I don’t know what the chances are for two co-workers to have weird earring stories in a week, but they did.

That’s weird stories that involved earrings, not stories about weird earrings.

A co-worker in advertising who is a jewelry maven and a dog lover had an unfortunate mix of the two. She went to call on a customer for the first time, and the couple had an 8-week-old golden retriever puppy.

This co-worker can’t keep her hands off a dog any more than a grandmother can keep her hands off a cute baby.

She picked up the puppy, named Harley, and it nibbled around her face. You see where I’m going here. She noticed that her earring, a special gift from her husband, was missing. The black diamond attached to the hoop was on the floor, but the diamond-encrusted hoop was nowhere to be found. She really didn’t think the dog ate it, but they looked everywhere.

Meanwhile, in that same week, another co-worker finally gave in and took her fashionable 13-year-old to get a second ear piercing.

Actually, the woman’s husband took their daughter, and my friend completely didn’t trust him to pick out the earrings.

When this co-worker showed up at the business, things were going fine until the cartridge in the gun malfunctioned. The gun shot the earring into the girl’s ear, as it was supposed to do. But, the post of the earring penetrated part of the cartridge, and the teenager had a piece of plastic hanging off her ear.

One option would have been to start a new trend.

Instead, after pulling and twisting as gently as possible, to no avail, the business owner called the manufacturer of the ear-piercing cartridge, who gave an astute assessment: Pull it out. Thank you, Captain Obvious.

Finally, after about 20 minutes of pulling and twisting, the part they’d been working on came out. The girl’s ear was red as a beet, but she was none the worse for wear.

The profusely apologetic store owner refused to let my friend pay for the earrings, or for a half-price bracelet she’d found for her daughter while waiting through the ordeal.

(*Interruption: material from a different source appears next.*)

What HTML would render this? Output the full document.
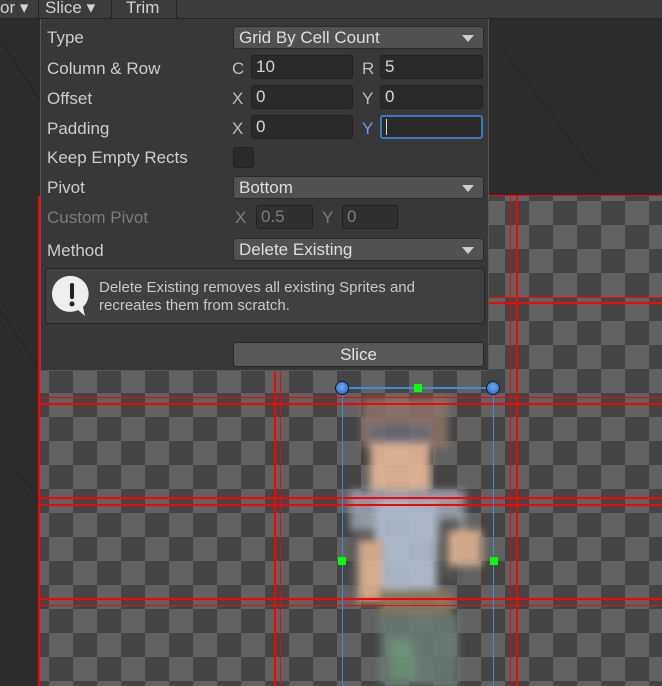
<!DOCTYPE html>
<html><head><meta charset="utf-8"><style>
*{margin:0;padding:0;box-sizing:border-box}
body{width:662px;height:686px;overflow:hidden;background:#2c2c2c;font-family:"Liberation Sans",sans-serif;position:relative;color:#c8c8c8}
.a{position:absolute}
.tb{left:0;top:0;width:662px;height:19px;background:#3c3c3c;border-bottom:1px solid #232323}
.tbt{font-size:17px;top:-2px;color:#d2d2d2}
.sep{top:0;width:1px;height:19px;background:#232323}
.chk{left:39px;top:196px;width:623px;height:490px;background:conic-gradient(#444 25%,#626262 0 50%,#444 0 75%,#626262 0);background-size:48px 48px;background-position:10px 5px}
.rh{background:#f00;left:39px;width:623px}
.rv{background:#f00;width:2px}
.panel{left:40px;top:19px;width:449px;height:352px;background:#383838;border:1px solid #575757;border-top:none}
.lbl{font-size:17px;color:#cdcdcd;left:47px}
.dd{left:233px;width:251px;height:23px;background:#515151;border:1px solid #2a2a2a;border-radius:3px;font-size:17px;color:#dedede;padding-left:5px;line-height:21px}
.dd:after{content:"";position:absolute;right:9px;top:8px;border-left:6px solid transparent;border-right:6px solid transparent;border-top:7px solid #cfcfcf}
.fld{height:24px;background:#2a2a2a;border:1px solid #212121;border-radius:3px;font-size:17px;color:#d6d6d6;padding-left:4px;line-height:22px}
.sm{font-size:17px;color:#bdbdbd}
</style></head><body>
<svg class="a" style="left:0;top:20px" width="662" height="666"><g stroke="#242424" stroke-width="1"><line x1="0" y1="20" x2="60" y2="110"/><line x1="0" y1="290" x2="40" y2="350"/><line x1="500" y1="25" x2="600" y2="160"/><line x1="0" y1="430" x2="40" y2="480"/></g></svg>
<div class="a tb"></div>
<div class="a tbt" style="left:0">or &#9662;</div>
<div class="a sep" style="left:38px"></div>
<div class="a tbt" style="left:45px">Slice &#9662;</div>
<div class="a sep" style="left:111px"></div>
<div class="a tbt" style="left:126px">Trim</div>
<div class="a sep" style="left:176px"></div>

<div class="a chk"></div>
<!-- sprite -->
<div class="a" style="left:330px;top:390px;width:160px;height:296px;filter:blur(4px);opacity:.85">
<div class="a" style="left:32px;top:8px;width:86px;height:50px;background:#8f7568"></div>
<div class="a" style="left:40px;top:35px;width:60px;height:18px;background:#6b6a78"></div>
<div class="a" style="left:40px;top:52px;width:60px;height:55px;background:#f0bd9c"></div>
<div class="a" style="left:20px;top:100px;width:115px;height:50px;background:#9ea4b0"></div>
<div class="a" style="left:45px;top:110px;width:62px;height:100px;background:#b9c6d8"></div>
<div class="a" style="left:20px;top:140px;width:24px;height:60px;background:#555"></div>
<div class="a" style="left:110px;top:130px;width:20px;height:60px;background:#555"></div>
<div class="a" style="left:28px;top:150px;width:24px;height:62px;background:#e8b894"></div>
<div class="a" style="left:118px;top:140px;width:34px;height:36px;background:#e8b894"></div>
<div class="a" style="left:50px;top:200px;width:72px;height:30px;background:#8a7d60"></div>
<div class="a" style="left:50px;top:225px;width:78px;height:70px;background:#6c7d78"></div>
<div class="a" style="left:60px;top:250px;width:25px;height:40px;background:#6f9a7c"></div>
</div>
<!-- red lines -->
<div class="a rh" style="top:195px;height:1px;left:489px;width:173px"></div>
<div class="a rh" style="top:297px;height:1px;left:489px;width:173px"></div>
<div class="a rh" style="top:302px;height:2px;left:489px;width:173px"></div>
<div class="a rh" style="top:397px;height:1px"></div>
<div class="a rh" style="top:403px;height:2px"></div>
<div class="a rh" style="top:497px;height:2px"></div>
<div class="a rh" style="top:504px;height:2px"></div>
<div class="a rh" style="top:598px;height:2px"></div>
<div class="a rh" style="top:605px;height:1px"></div>
<div class="a rv" style="left:38px;top:196px;height:490px"></div>
<div class="a rv" style="left:274px;top:371px;height:315px"></div>
<div class="a rv" style="left:280px;top:371px;height:315px;width:1px"></div>
<div class="a rv" style="left:510px;top:196px;height:490px;width:1px"></div>
<div class="a rv" style="left:516px;top:196px;height:490px"></div>
<!-- blue rect -->
<div class="a" style="left:342px;top:388px;width:1px;height:298px;background:#3a8ed4"></div>
<div class="a" style="left:493px;top:388px;width:1px;height:298px;background:#3a8ed4"></div>
<div class="a" style="left:342px;top:387px;width:151px;height:2px;background:#3a8ed4"></div>
<div class="a" style="left:335px;top:381px;width:14px;height:14px;border-radius:50%;background:radial-gradient(circle at 50% 40%,#6aaaf0,#1f63c8);border:1px solid #1a1a1a"></div>
<div class="a" style="left:486px;top:381px;width:14px;height:14px;border-radius:50%;background:radial-gradient(circle at 50% 40%,#6aaaf0,#1f63c8);border:1px solid #1a1a1a"></div>
<div class="a" style="left:414px;top:384px;width:8px;height:8px;background:#0f0"></div>
<div class="a" style="left:338px;top:557px;width:8px;height:8px;background:#0f0"></div>
<div class="a" style="left:490px;top:557px;width:8px;height:8px;background:#0f0"></div>

<!-- panel -->
<div class="a panel"></div>
<div class="a lbl" style="top:28px">Type</div>
<div class="a dd" style="top:26px">Grid By Cell Count</div>
<div class="a lbl" style="top:59px">Column &amp; Row</div>
<div class="a sm" style="left:232px;top:59px">C</div>
<div class="a fld" style="left:251px;top:55px;width:102px">10</div>
<div class="a sm" style="left:362px;top:59px">R</div>
<div class="a fld" style="left:380px;top:55px;width:103px">5</div>
<div class="a lbl" style="top:89px">Offset</div>
<div class="a sm" style="left:232px;top:89px">X</div>
<div class="a fld" style="left:251px;top:85px;width:102px">0</div>
<div class="a sm" style="left:362px;top:89px">Y</div>
<div class="a fld" style="left:380px;top:85px;width:103px">0</div>
<div class="a lbl" style="top:119px">Padding</div>
<div class="a sm" style="left:232px;top:119px">X</div>
<div class="a fld" style="left:251px;top:115px;width:102px">0</div>
<div class="a sm" style="left:362px;top:119px;color:#6f9be0">Y</div>
<div class="a fld" style="left:380px;top:115px;width:103px;border:2px solid #3d78c4"><span style="display:inline-block;width:1px;height:16px;background:#ddd;margin-top:2px"></span></div>
<div class="a lbl" style="top:148px">Keep Empty Rects</div>
<div class="a" style="left:233px;top:147px;width:21px;height:21px;background:#2a2a2a;border:1px solid #212121;border-radius:3px"></div>
<div class="a lbl" style="top:178px">Pivot</div>
<div class="a dd" style="top:176px">Bottom</div>
<div class="a lbl" style="top:208px;color:#7c7c7c">Custom Pivot</div>
<div class="a sm" style="left:235px;top:208px;color:#7c7c7c">X</div>
<div class="a fld" style="left:256px;top:205px;width:57px;background:#303030;color:#7c7c7c">0.5</div>
<div class="a sm" style="left:322px;top:208px;color:#7c7c7c">Y</div>
<div class="a fld" style="left:342px;top:205px;width:56px;background:#303030;color:#7c7c7c">0</div>
<div class="a lbl" style="top:241px">Method</div>
<div class="a dd" style="top:238px">Delete Existing</div>
<div class="a" style="left:45px;top:268px;width:440px;height:56px;background:#404040;border:1px solid #252525;border-radius:3px"></div>
<svg class="a" style="left:52px;top:274px" width="40" height="44"><path d="M20 2a18 18 0 1 0 6 34l7 6-2-9A18 18 0 0 0 20 2z" fill="#eee"/><rect x="18" y="9" width="4" height="16" rx="2" fill="#222"/><circle cx="20" cy="30" r="2.5" fill="#222"/></svg>
<div class="a" style="left:99px;top:279px;font-size:15px;line-height:18px;color:#c8c8c8">Delete Existing removes all existing Sprites and<br>recreates them from scratch.</div>
<div class="a" style="left:233px;top:342px;width:251px;height:25px;background:#585858;border:1px solid #262626;border-radius:3px;text-align:center;font-size:17px;line-height:23px;color:#e4e4e4">Slice</div>
</body></html>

Meanwhile, sweet Harley went to the vet and got an X-ray. The customer texted a photo of it to the co-worker, and I saw it. Right there in the puppy’s intestine was the clear outline of a hoop earring. They just had to wait for it to, um, appear. It was supposed to take 24 hours.

This co-worker’s husband said, “If we can’t get the

earring, can we get the dog?”

The couple who own the dog wouldn’t let the co-worker pay for the X-rays because the woman said it was just “a crazy mishap.”

The puppy ended up having three X-rays, and my co-worker was notified each time.

“Just an update, the earring has passed into her lower bowel,” the dog owner wrote in a text.

When it materialized, a cheer went out over the land. The co-worker got a text — but not a photo, thank goodness — from the dog owner that the earring had completed its journey.

She got the earring back in perfect shape, and she plans to wear it again — after giving it a bleach bath.

The other co-worker’s daughter is back at school in style.

Both puppy and teenager are doing well.